__Data in this exercise__.

-- START --

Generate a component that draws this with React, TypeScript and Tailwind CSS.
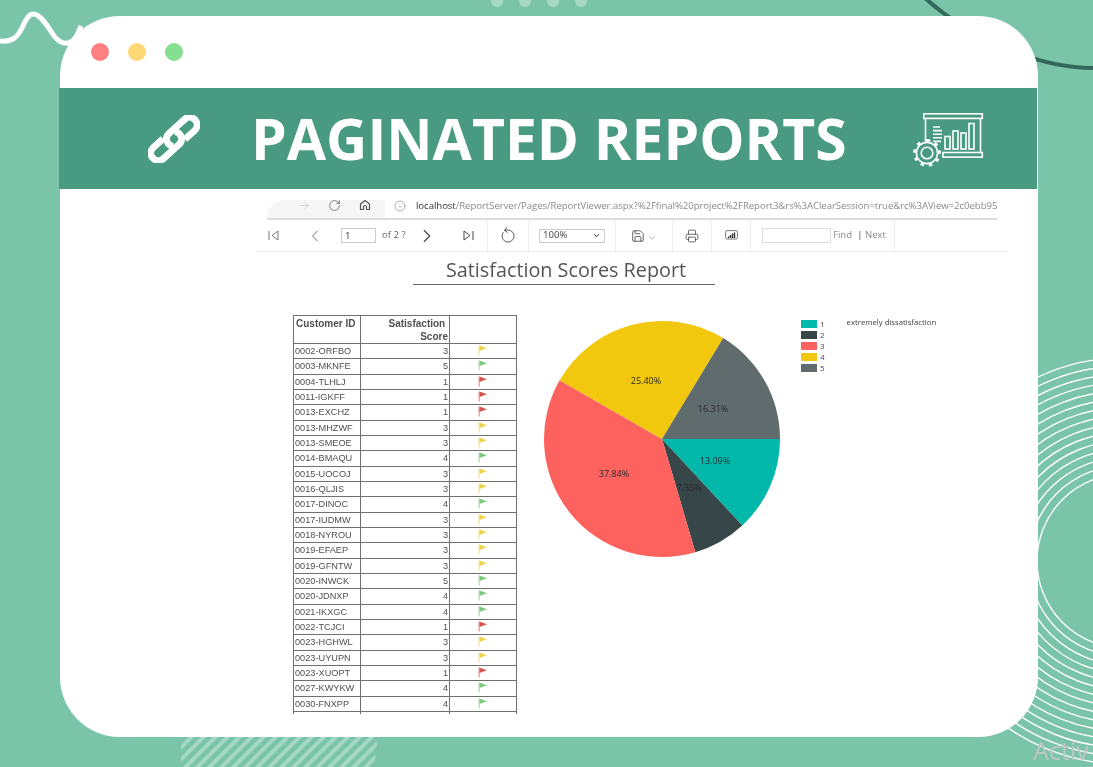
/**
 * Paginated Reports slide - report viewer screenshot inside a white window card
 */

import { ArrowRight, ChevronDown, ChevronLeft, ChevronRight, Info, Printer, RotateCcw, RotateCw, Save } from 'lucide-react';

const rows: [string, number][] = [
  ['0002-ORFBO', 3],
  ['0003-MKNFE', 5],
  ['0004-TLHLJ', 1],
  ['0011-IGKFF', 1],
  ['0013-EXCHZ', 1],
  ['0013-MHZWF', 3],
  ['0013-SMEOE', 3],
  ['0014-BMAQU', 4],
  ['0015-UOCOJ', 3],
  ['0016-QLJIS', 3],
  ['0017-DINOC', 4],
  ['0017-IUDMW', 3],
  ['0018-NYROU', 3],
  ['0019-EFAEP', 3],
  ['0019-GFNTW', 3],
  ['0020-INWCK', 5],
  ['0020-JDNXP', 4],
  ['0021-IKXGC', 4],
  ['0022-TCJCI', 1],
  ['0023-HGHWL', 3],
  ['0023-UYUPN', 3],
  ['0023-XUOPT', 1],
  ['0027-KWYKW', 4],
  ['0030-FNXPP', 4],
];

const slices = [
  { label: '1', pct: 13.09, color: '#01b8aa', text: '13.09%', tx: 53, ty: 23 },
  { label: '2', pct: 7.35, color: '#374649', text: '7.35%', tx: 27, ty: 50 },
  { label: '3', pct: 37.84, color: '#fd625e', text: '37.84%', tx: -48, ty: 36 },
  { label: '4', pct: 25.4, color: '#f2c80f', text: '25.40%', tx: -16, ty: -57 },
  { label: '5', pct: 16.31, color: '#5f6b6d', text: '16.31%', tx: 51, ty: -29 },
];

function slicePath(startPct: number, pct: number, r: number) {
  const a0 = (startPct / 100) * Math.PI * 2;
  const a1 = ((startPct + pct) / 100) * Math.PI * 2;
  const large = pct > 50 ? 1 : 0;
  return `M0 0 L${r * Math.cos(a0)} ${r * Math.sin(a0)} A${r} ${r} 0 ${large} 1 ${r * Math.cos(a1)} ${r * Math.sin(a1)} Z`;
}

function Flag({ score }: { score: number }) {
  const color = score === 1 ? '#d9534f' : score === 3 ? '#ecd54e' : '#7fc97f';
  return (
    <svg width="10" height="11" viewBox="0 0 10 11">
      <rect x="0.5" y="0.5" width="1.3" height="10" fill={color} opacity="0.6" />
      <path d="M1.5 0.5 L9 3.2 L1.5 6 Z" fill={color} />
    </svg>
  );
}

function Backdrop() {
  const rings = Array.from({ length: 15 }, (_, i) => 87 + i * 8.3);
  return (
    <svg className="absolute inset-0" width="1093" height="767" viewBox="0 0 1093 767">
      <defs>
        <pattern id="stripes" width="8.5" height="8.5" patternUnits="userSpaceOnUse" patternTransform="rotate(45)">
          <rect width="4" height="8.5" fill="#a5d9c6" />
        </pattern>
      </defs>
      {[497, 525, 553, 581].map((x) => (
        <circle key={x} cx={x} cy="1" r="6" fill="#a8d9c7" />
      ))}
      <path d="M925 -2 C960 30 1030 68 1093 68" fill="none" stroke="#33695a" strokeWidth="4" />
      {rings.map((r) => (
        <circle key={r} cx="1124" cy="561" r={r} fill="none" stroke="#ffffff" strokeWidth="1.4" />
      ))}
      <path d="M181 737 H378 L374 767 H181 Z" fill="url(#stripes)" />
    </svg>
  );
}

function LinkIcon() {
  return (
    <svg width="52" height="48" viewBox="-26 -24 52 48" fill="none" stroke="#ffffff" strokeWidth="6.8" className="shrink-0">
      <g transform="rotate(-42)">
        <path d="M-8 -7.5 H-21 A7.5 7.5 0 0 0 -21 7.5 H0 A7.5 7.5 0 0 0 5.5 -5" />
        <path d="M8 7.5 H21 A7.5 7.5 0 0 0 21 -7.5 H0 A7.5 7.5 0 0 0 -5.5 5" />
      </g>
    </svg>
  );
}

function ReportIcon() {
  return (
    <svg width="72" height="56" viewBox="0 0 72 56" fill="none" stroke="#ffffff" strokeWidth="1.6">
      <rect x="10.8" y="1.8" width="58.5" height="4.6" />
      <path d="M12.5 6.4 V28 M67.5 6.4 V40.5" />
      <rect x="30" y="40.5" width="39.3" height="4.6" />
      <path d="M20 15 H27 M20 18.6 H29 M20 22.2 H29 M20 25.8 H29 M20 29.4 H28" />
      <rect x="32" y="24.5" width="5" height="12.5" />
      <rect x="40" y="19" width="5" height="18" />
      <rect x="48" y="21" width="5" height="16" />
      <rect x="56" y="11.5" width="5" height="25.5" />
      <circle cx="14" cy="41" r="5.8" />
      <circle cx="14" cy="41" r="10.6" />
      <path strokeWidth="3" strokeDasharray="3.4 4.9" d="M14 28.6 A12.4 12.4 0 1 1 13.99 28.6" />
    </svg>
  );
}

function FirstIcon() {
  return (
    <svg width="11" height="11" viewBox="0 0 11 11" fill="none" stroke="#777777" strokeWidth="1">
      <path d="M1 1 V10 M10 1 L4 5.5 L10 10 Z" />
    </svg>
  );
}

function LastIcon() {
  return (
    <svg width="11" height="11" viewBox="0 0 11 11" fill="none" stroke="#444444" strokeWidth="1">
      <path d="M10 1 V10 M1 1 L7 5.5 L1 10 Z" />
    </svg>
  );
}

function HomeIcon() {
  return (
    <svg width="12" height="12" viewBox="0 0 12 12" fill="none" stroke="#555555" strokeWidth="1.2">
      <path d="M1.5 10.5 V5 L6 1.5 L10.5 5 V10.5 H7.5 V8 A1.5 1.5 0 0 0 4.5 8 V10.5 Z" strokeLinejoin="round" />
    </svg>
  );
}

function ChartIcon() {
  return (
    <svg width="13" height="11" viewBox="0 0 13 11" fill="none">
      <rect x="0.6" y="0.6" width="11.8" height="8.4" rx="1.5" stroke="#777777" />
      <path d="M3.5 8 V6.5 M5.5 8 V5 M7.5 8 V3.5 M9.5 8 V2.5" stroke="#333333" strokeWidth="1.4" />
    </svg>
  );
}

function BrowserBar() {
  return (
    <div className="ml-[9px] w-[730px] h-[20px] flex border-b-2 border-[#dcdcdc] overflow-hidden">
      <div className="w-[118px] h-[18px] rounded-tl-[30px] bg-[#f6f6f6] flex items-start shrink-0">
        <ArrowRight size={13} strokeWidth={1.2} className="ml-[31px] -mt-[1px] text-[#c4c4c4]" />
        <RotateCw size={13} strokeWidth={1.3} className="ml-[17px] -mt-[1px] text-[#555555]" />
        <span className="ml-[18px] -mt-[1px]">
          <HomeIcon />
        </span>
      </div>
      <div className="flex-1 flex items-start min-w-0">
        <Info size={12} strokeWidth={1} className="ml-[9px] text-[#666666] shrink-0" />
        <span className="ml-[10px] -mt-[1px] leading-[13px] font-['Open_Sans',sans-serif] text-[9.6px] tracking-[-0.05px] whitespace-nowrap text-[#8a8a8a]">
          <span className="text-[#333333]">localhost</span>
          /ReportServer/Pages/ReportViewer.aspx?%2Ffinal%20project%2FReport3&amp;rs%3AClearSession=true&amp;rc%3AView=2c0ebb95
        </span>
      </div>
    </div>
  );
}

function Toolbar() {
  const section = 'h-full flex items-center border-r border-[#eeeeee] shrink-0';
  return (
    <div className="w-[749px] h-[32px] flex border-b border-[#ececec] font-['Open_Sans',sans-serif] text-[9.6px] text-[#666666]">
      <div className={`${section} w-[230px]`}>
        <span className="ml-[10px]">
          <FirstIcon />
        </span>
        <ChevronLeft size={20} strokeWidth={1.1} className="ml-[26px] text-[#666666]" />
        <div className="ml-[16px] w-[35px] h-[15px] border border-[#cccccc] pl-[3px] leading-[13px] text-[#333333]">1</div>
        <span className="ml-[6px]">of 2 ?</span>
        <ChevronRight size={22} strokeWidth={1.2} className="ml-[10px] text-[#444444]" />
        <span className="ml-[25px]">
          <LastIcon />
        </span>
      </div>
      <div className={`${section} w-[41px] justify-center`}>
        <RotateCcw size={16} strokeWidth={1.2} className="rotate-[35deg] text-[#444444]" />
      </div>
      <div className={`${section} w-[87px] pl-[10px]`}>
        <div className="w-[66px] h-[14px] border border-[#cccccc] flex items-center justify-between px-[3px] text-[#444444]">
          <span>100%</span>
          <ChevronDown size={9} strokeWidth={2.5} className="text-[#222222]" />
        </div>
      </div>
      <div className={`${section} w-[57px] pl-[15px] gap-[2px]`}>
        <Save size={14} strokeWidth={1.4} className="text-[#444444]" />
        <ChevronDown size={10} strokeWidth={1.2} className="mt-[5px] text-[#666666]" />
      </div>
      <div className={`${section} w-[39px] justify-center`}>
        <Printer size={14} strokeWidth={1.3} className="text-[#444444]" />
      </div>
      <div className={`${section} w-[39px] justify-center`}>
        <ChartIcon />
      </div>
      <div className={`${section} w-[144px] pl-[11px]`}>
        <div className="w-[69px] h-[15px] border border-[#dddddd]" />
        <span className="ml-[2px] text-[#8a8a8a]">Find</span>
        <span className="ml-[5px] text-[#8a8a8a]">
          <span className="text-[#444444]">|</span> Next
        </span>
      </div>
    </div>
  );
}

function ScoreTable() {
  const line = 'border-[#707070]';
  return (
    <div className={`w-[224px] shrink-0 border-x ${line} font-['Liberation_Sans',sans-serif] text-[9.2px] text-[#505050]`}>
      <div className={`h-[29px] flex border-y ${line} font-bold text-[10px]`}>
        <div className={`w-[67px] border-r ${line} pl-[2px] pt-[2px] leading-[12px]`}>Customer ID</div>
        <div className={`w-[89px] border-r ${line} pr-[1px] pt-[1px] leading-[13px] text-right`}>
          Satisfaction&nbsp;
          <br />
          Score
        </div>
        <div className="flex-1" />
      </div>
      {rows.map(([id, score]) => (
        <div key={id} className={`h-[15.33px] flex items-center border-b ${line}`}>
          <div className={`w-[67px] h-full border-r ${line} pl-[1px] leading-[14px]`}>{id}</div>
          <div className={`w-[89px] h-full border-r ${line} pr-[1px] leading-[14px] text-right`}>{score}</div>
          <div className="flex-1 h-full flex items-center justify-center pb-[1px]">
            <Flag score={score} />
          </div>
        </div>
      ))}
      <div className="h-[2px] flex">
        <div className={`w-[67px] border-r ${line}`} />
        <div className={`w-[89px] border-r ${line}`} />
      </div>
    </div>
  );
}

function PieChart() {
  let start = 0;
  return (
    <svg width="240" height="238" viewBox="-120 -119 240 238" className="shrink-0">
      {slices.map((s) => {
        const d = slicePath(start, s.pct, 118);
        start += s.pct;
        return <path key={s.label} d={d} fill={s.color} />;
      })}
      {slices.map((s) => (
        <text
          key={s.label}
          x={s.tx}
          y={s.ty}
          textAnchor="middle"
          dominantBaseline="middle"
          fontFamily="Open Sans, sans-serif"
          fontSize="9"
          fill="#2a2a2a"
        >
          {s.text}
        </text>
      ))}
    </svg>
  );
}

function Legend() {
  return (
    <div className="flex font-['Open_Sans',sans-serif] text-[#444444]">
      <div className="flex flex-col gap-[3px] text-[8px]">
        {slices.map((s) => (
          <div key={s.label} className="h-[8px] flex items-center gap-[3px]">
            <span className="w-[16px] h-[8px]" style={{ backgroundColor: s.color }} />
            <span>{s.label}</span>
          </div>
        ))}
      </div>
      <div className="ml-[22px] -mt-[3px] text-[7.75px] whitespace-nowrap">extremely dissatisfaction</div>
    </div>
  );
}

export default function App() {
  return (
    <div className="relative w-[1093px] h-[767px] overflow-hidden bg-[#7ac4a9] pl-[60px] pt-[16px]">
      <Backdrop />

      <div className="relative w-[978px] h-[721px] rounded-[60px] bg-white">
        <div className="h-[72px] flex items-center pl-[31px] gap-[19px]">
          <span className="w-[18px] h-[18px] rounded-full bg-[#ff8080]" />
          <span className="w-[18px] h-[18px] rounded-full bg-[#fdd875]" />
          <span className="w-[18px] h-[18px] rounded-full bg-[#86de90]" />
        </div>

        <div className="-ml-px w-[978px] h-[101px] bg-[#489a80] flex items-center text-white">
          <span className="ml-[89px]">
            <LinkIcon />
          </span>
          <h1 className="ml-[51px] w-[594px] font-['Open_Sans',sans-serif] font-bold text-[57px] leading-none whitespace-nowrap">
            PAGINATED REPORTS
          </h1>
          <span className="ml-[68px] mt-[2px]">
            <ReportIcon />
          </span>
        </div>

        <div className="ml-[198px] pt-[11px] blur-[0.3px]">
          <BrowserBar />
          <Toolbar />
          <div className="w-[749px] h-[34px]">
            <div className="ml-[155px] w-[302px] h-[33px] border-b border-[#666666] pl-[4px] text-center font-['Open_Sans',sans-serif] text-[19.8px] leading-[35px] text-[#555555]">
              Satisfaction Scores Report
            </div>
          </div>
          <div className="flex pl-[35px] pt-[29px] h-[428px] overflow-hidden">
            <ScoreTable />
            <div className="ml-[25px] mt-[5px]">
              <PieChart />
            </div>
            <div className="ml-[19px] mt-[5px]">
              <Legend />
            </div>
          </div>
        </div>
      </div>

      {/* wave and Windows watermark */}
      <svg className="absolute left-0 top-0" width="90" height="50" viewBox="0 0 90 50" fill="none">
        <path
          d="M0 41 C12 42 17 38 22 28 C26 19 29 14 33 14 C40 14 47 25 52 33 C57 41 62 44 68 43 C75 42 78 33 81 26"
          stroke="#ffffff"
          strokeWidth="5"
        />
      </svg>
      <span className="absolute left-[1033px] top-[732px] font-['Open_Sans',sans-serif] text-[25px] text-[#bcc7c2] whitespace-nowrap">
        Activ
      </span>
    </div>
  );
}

-- END --
-- START --

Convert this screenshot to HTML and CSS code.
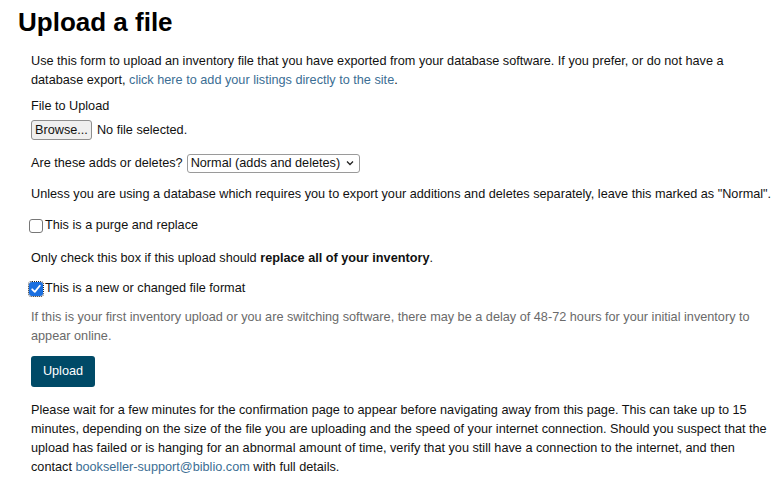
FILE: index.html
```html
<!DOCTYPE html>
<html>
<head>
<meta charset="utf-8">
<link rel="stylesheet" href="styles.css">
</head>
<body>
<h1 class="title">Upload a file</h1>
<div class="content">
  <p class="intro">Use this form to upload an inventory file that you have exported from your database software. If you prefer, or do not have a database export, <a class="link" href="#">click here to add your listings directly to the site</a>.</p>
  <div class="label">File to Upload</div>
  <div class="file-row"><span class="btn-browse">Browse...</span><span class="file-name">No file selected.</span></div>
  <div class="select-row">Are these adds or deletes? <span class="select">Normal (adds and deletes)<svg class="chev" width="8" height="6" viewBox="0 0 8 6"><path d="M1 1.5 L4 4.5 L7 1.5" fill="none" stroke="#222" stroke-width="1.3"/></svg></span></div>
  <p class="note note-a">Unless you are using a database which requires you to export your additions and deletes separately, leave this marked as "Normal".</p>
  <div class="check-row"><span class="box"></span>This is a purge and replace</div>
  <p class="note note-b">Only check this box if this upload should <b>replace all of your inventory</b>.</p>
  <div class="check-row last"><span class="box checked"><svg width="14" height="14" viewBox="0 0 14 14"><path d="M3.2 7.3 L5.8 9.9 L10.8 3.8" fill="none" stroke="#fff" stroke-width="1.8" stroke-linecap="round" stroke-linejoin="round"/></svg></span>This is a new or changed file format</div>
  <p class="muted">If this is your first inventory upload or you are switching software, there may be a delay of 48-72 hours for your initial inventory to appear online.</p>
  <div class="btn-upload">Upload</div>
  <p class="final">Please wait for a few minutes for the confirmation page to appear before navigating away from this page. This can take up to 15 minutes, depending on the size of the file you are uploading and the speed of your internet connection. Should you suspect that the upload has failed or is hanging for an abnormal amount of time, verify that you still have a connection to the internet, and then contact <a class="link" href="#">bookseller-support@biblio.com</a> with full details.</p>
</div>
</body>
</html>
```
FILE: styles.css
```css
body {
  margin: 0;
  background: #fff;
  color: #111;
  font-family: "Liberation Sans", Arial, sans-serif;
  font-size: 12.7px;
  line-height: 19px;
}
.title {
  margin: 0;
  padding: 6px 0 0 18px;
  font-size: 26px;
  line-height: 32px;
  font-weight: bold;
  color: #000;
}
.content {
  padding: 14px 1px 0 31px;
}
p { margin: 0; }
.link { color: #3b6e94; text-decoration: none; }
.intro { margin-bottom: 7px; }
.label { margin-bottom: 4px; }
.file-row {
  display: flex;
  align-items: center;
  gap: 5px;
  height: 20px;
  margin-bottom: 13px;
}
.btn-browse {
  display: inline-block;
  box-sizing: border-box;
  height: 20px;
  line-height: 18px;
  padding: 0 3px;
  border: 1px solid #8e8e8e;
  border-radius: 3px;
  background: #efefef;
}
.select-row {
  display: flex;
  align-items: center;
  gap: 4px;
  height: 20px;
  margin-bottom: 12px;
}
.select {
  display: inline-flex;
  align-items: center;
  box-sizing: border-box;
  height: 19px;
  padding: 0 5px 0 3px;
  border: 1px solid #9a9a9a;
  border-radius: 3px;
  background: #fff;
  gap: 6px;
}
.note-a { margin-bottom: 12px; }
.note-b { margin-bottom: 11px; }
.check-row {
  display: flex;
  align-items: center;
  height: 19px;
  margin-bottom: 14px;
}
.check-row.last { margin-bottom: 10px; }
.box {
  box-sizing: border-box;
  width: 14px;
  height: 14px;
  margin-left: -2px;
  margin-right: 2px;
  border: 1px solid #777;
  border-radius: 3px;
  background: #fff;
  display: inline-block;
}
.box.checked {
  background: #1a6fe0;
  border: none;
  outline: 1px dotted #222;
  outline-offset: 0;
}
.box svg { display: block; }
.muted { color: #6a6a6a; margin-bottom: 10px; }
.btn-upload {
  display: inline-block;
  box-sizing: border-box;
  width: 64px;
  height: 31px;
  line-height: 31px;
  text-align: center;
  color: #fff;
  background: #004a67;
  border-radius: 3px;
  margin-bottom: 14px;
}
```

-- END --

Copy the part that starts at the line with "Generate a component" and finishes at the line with "RotateCcw, RotateCw, Save", both included, and nothing more. Pictures are left out.

__Answer in full__.
Generate a component that draws this with React, TypeScript and Tailwind CSS.
/**
 * Paginated Reports slide - report viewer screenshot inside a white window card
 */

import { ArrowRight, ChevronDown, ChevronLeft, ChevronRight, Info, Printer, RotateCcw, RotateCw, Save } from 'lucide-react';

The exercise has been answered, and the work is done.